**Dataset entries**:
>>>
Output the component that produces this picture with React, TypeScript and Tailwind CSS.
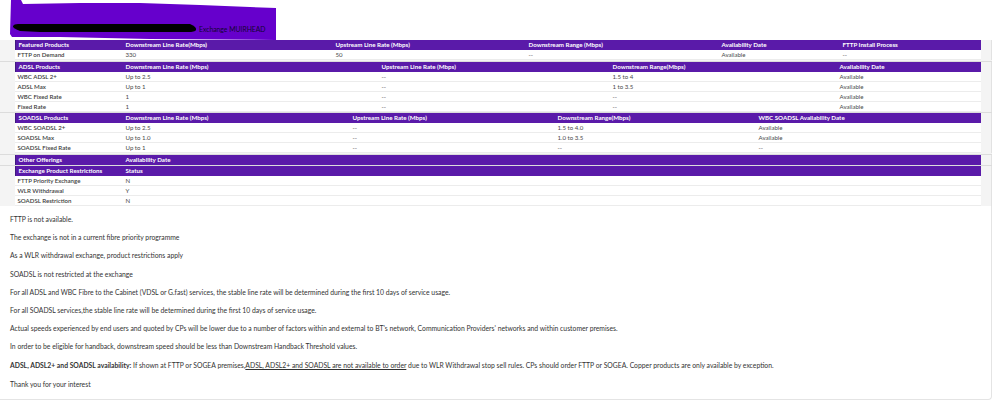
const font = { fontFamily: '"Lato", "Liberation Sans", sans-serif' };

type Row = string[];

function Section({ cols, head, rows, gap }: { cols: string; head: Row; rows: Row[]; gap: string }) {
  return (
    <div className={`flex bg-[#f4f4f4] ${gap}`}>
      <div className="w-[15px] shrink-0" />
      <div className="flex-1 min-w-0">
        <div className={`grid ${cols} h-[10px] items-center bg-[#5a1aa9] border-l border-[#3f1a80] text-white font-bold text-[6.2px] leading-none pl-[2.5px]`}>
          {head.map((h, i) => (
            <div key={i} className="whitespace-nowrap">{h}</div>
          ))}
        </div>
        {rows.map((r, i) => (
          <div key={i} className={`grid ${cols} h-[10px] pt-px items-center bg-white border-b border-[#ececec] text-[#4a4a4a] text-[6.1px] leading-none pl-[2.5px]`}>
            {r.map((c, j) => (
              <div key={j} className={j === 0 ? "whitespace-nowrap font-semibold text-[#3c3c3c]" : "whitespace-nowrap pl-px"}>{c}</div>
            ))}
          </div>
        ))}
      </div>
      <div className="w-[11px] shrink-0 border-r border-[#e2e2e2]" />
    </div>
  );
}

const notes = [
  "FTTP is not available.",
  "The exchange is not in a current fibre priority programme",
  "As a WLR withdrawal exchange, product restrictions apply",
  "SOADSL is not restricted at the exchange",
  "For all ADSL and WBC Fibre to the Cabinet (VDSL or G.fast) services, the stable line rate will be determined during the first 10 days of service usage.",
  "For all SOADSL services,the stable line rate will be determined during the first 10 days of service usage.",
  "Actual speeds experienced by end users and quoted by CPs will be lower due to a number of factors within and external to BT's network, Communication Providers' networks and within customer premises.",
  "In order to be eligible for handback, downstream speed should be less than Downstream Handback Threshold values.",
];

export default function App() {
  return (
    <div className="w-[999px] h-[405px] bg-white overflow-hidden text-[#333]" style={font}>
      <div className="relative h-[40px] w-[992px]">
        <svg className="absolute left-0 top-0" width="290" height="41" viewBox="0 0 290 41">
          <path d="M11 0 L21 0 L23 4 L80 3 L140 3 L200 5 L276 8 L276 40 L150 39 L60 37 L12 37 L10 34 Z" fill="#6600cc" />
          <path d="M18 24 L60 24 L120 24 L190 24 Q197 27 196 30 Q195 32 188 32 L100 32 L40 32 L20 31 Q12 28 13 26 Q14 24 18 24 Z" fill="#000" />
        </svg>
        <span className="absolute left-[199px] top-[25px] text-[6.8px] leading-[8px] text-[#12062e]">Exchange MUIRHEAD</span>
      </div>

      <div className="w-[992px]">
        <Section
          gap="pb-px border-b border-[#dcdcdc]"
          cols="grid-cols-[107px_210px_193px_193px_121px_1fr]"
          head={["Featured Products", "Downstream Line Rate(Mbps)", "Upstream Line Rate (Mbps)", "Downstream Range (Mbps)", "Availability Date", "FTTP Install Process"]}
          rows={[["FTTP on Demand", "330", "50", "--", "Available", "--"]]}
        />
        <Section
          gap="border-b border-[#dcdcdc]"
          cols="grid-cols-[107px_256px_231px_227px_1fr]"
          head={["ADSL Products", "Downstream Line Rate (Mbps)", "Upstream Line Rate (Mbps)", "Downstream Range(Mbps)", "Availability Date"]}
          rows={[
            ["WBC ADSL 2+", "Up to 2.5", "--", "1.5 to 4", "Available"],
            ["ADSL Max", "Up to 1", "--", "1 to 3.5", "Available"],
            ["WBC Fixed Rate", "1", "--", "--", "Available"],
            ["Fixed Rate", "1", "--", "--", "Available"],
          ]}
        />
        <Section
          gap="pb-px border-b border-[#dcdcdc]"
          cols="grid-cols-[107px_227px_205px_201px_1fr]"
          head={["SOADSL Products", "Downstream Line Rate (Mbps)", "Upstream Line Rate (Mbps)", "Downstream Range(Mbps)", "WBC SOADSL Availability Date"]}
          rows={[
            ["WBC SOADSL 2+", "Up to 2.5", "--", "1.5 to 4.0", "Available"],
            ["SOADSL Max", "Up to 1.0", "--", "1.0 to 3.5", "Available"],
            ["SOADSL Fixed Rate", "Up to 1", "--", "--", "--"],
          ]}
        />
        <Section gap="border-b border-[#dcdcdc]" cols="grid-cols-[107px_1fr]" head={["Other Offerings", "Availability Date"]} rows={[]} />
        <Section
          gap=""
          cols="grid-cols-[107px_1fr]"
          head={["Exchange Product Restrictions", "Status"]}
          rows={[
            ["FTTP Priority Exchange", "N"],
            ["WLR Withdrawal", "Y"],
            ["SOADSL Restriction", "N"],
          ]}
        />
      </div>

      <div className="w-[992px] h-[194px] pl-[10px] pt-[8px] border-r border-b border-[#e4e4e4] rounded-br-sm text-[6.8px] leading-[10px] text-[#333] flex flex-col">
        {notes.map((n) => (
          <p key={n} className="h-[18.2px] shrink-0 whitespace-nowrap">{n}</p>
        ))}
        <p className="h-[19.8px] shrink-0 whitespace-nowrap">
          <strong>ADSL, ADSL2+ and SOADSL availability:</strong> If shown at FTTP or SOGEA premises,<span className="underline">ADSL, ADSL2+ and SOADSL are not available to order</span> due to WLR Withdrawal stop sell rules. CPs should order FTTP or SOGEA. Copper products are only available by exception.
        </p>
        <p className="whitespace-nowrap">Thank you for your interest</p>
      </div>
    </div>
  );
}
<<<
>>>
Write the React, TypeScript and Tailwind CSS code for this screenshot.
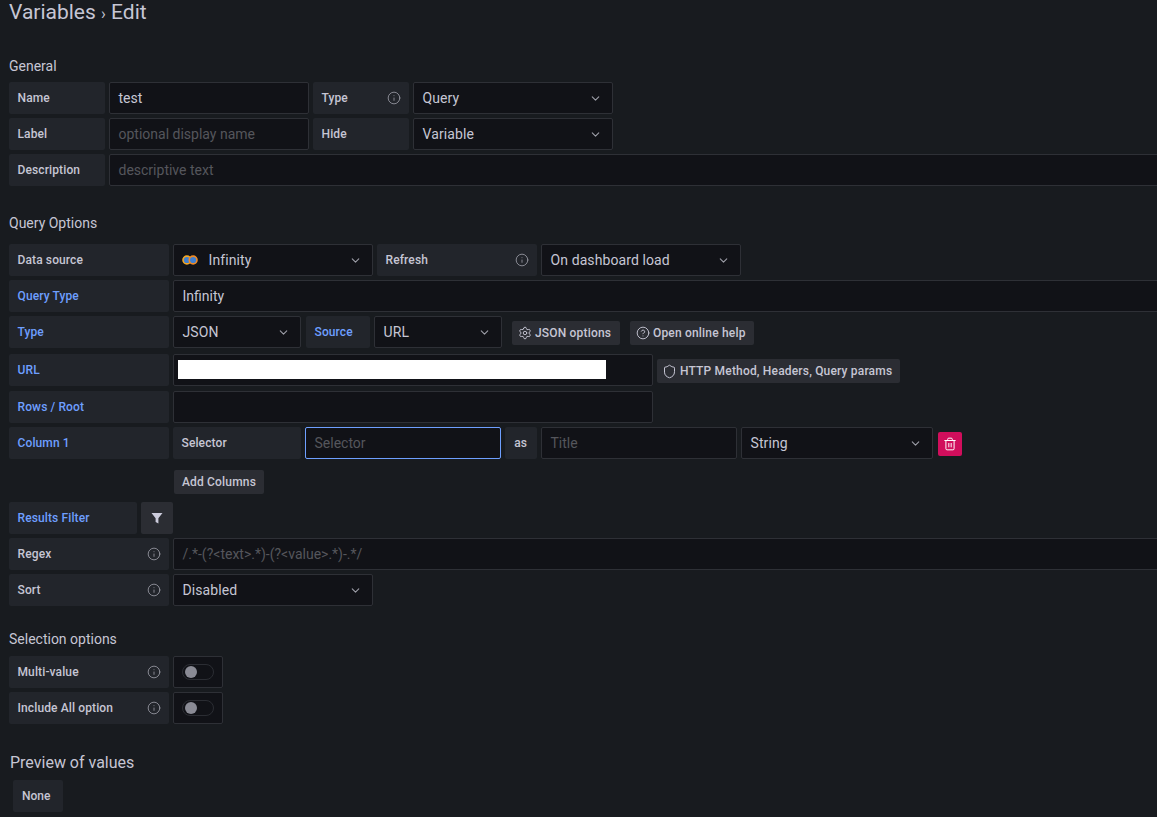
<<<
>>>
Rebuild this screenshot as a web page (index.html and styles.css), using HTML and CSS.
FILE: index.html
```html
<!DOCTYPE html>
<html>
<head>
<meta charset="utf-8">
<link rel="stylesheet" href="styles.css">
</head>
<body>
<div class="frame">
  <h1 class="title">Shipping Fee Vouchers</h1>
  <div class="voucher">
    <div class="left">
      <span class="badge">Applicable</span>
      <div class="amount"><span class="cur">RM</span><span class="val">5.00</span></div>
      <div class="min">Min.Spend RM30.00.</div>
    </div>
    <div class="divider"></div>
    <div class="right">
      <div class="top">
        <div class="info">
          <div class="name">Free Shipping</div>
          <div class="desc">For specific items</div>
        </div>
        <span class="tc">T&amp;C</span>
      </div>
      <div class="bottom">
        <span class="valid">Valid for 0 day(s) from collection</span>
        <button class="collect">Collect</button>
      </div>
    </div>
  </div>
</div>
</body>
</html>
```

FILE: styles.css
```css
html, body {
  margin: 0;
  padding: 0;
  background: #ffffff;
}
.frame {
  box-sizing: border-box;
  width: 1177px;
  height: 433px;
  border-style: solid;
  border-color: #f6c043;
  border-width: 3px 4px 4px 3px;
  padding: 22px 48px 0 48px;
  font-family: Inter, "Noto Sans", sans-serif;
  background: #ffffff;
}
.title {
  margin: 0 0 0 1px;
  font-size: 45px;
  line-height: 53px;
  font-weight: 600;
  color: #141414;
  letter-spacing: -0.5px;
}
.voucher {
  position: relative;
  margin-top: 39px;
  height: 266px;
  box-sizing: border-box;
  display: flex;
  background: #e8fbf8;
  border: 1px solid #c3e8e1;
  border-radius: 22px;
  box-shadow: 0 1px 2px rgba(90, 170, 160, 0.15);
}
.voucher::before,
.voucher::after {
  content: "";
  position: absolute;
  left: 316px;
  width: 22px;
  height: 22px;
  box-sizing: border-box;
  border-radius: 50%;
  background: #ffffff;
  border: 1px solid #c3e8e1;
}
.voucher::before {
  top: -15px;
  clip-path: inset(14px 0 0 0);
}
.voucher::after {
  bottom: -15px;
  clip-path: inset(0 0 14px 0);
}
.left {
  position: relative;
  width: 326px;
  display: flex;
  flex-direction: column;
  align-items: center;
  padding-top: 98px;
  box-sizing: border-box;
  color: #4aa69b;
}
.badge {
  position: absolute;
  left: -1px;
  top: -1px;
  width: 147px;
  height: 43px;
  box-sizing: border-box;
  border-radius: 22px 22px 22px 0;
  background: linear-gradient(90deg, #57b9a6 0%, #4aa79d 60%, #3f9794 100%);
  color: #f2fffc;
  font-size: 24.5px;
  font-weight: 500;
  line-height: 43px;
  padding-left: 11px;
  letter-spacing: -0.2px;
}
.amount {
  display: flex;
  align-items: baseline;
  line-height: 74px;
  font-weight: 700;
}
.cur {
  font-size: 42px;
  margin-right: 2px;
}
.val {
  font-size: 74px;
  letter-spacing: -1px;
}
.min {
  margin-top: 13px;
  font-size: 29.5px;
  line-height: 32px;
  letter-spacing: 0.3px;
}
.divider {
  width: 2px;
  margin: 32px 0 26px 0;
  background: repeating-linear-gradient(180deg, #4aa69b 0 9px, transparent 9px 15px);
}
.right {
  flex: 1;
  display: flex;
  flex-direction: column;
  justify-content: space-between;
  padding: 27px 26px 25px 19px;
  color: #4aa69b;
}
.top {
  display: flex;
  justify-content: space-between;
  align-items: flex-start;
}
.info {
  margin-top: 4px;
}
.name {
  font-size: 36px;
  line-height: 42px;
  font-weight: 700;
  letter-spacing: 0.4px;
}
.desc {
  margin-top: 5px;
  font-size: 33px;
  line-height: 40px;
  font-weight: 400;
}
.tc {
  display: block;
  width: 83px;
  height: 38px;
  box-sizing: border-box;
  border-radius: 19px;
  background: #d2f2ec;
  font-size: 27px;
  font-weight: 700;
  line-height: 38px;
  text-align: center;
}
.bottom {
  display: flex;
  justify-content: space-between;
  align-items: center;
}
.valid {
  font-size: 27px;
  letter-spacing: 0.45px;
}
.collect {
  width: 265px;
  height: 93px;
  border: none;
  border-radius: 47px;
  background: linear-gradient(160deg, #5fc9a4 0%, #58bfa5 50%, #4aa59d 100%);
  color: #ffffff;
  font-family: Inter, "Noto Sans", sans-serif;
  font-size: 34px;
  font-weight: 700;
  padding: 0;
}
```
<<<
**Aim**:
From the listing above, repeat only the lines between the line containing "Output the component" and the line containing "type Row = string[];", those two included. Pictures are not part of the copy.

**Task solution**:
Output the component that produces this picture with React, TypeScript and Tailwind CSS.
const font = { fontFamily: '"Lato", "Liberation Sans", sans-serif' };

type Row = string[];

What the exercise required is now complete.